╔══

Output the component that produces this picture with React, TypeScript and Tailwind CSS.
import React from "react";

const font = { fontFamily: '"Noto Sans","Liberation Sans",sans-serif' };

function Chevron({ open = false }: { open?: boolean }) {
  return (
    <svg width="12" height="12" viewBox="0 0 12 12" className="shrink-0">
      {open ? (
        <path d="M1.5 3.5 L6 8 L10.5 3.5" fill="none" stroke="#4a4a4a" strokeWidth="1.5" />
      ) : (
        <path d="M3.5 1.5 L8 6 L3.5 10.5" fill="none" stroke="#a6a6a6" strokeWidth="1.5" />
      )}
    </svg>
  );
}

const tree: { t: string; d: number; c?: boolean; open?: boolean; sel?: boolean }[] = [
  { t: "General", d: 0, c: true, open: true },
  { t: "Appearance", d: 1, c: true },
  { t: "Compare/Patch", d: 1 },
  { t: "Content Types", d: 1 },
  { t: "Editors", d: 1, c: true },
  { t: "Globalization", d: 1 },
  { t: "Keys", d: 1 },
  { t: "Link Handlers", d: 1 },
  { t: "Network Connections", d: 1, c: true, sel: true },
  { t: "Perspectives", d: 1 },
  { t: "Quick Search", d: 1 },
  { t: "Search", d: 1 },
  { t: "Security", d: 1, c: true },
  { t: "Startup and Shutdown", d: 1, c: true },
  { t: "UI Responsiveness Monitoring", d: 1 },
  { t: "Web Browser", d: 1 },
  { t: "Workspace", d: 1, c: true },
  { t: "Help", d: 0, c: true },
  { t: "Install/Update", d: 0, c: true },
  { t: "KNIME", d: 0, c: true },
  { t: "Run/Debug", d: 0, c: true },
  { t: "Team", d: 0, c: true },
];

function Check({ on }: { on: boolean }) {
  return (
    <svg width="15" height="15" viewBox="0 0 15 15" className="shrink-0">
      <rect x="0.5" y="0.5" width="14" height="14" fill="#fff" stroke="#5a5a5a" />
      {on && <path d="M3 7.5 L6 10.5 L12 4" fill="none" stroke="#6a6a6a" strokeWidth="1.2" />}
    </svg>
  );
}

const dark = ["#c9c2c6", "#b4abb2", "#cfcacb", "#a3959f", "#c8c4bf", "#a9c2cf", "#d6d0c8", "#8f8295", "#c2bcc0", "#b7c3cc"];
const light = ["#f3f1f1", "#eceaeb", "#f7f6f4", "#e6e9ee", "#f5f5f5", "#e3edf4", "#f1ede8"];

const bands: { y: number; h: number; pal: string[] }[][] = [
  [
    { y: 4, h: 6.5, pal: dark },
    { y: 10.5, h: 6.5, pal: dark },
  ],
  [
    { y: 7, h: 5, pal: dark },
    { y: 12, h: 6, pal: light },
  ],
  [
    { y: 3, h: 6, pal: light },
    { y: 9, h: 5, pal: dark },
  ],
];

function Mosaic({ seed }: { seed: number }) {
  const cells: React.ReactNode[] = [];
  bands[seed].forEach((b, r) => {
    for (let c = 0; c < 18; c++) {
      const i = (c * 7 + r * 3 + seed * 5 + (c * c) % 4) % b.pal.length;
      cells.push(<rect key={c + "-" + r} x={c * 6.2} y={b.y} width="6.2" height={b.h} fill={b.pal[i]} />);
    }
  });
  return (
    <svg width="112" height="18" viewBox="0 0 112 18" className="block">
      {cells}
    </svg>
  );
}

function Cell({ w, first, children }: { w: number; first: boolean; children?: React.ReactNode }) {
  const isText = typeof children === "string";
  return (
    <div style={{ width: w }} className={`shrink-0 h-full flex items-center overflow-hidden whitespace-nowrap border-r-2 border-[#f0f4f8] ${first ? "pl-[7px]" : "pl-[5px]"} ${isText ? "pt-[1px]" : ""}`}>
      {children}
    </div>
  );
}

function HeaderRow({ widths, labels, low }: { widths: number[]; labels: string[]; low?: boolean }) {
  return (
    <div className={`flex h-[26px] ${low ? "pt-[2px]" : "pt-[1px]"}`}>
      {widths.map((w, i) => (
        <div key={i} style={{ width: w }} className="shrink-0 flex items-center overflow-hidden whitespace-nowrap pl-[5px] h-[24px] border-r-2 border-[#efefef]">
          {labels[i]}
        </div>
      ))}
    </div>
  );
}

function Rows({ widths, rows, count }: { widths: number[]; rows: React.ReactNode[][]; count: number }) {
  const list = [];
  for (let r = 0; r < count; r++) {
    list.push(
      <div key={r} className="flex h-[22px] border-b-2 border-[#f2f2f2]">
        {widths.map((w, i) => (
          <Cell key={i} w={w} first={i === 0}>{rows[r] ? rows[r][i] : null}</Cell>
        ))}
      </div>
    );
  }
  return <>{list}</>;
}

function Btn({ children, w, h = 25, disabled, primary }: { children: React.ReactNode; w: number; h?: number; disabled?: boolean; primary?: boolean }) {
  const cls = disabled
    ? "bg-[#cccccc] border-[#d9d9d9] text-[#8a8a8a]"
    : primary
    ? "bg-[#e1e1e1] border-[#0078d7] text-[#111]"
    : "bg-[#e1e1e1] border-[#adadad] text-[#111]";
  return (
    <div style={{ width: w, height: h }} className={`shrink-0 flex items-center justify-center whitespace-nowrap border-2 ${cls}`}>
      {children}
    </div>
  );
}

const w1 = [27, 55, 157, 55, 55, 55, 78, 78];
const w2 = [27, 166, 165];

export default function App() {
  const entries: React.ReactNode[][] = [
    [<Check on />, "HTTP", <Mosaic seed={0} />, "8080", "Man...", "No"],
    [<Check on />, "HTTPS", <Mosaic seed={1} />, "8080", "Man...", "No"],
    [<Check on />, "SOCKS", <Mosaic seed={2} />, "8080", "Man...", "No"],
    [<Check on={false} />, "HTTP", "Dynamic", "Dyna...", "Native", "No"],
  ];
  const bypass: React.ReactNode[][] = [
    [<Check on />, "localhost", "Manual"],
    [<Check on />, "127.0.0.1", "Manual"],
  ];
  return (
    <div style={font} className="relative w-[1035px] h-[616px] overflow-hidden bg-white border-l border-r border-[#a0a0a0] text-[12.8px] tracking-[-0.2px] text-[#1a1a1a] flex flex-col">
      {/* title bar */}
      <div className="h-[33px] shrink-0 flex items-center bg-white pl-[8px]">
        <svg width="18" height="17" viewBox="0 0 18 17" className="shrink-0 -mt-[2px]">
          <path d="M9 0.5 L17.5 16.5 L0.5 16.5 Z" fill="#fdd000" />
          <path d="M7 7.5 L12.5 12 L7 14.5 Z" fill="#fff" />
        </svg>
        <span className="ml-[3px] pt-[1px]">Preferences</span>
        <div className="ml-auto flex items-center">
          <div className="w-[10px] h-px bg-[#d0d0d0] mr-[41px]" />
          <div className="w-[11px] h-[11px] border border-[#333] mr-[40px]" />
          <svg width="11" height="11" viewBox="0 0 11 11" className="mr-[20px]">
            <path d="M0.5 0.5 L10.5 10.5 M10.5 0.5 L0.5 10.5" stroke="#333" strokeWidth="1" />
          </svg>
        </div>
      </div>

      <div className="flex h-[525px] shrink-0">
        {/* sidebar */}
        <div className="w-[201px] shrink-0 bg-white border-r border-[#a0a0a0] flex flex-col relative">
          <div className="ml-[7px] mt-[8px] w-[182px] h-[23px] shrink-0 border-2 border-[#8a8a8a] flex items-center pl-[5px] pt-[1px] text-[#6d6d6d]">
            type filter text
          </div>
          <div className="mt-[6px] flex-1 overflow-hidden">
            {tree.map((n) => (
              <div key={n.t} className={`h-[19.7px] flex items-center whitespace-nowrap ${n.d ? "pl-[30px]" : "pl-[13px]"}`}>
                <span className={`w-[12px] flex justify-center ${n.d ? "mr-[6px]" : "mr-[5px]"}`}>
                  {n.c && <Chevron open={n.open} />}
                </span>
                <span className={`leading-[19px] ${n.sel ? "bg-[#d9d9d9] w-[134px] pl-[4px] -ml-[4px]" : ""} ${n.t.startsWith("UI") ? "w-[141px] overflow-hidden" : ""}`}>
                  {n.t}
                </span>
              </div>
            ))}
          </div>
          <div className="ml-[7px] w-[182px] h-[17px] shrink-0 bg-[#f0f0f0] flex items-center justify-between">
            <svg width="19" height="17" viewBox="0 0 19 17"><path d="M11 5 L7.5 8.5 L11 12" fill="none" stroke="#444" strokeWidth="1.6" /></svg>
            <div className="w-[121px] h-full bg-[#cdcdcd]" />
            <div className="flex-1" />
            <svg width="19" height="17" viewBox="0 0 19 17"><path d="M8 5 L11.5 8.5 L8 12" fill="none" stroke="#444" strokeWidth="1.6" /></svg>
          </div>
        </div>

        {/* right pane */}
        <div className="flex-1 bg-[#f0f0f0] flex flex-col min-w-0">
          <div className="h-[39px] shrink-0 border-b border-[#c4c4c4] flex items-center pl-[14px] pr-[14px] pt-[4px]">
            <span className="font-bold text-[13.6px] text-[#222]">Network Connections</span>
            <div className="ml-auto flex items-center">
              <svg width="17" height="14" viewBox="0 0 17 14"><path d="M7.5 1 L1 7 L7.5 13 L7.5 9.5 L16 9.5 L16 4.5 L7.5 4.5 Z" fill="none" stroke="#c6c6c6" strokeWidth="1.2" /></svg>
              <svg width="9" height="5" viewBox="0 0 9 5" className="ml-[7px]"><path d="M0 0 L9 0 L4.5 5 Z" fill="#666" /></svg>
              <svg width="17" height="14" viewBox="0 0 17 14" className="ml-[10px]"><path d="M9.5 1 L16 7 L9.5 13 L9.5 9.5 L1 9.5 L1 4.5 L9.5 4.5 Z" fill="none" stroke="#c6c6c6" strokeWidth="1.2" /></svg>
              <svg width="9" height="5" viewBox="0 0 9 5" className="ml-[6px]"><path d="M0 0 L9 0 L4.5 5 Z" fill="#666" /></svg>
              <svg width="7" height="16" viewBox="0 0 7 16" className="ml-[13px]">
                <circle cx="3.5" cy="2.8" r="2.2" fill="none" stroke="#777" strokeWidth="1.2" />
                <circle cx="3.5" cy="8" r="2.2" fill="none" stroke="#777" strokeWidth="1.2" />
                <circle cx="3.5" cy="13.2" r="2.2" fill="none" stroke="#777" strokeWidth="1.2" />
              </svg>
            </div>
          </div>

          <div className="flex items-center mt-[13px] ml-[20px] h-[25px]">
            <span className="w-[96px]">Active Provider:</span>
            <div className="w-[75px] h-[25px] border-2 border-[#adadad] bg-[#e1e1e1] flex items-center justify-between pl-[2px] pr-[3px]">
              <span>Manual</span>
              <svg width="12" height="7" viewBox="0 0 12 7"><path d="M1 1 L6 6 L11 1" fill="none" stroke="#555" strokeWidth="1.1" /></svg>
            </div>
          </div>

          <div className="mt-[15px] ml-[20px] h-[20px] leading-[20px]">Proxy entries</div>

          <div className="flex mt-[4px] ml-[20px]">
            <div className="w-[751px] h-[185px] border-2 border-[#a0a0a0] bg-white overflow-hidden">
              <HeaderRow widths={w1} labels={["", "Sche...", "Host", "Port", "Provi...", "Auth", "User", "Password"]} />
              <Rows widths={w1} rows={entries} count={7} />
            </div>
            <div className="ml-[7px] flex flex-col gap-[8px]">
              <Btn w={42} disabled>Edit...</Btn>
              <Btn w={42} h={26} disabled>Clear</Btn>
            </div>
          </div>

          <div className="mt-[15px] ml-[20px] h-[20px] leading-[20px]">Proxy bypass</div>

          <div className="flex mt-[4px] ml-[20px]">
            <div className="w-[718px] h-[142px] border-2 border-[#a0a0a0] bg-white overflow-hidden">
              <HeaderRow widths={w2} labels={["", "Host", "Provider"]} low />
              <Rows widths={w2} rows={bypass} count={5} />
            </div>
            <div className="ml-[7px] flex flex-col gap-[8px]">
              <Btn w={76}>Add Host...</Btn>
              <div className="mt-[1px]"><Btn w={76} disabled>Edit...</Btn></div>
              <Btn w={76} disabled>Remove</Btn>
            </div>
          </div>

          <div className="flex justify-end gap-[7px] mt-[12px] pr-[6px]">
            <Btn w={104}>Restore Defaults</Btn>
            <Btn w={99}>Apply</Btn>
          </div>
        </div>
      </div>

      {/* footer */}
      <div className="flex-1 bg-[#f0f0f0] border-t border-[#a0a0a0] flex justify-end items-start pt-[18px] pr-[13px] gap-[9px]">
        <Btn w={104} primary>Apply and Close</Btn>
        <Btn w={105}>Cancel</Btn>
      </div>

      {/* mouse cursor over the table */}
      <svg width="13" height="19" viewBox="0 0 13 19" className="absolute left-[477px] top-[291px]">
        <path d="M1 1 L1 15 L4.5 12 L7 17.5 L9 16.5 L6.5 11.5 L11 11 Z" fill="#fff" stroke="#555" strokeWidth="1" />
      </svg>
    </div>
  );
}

╚══

*GIVEN REQUEST:* Gather each line that holds "React".

*WORKED SOLUTION:*
Output the component that produces this picture with React, TypeScript and Tailwind CSS.
import React from "react";
  const cells: React.ReactNode[] = [];
function Cell({ w, first, children }: { w: number; first: boolean; children?: React.ReactNode }) {
function Rows({ widths, rows, count }: { widths: number[]; rows: React.ReactNode[][]; count: number }) {
function Btn({ children, w, h = 25, disabled, primary }: { children: React.ReactNode; w: number; h?: number; disabled?: boolean; primary?: boolean }) {
  const entries: React.ReactNode[][] = [
  const bypass: React.ReactNode[][] = [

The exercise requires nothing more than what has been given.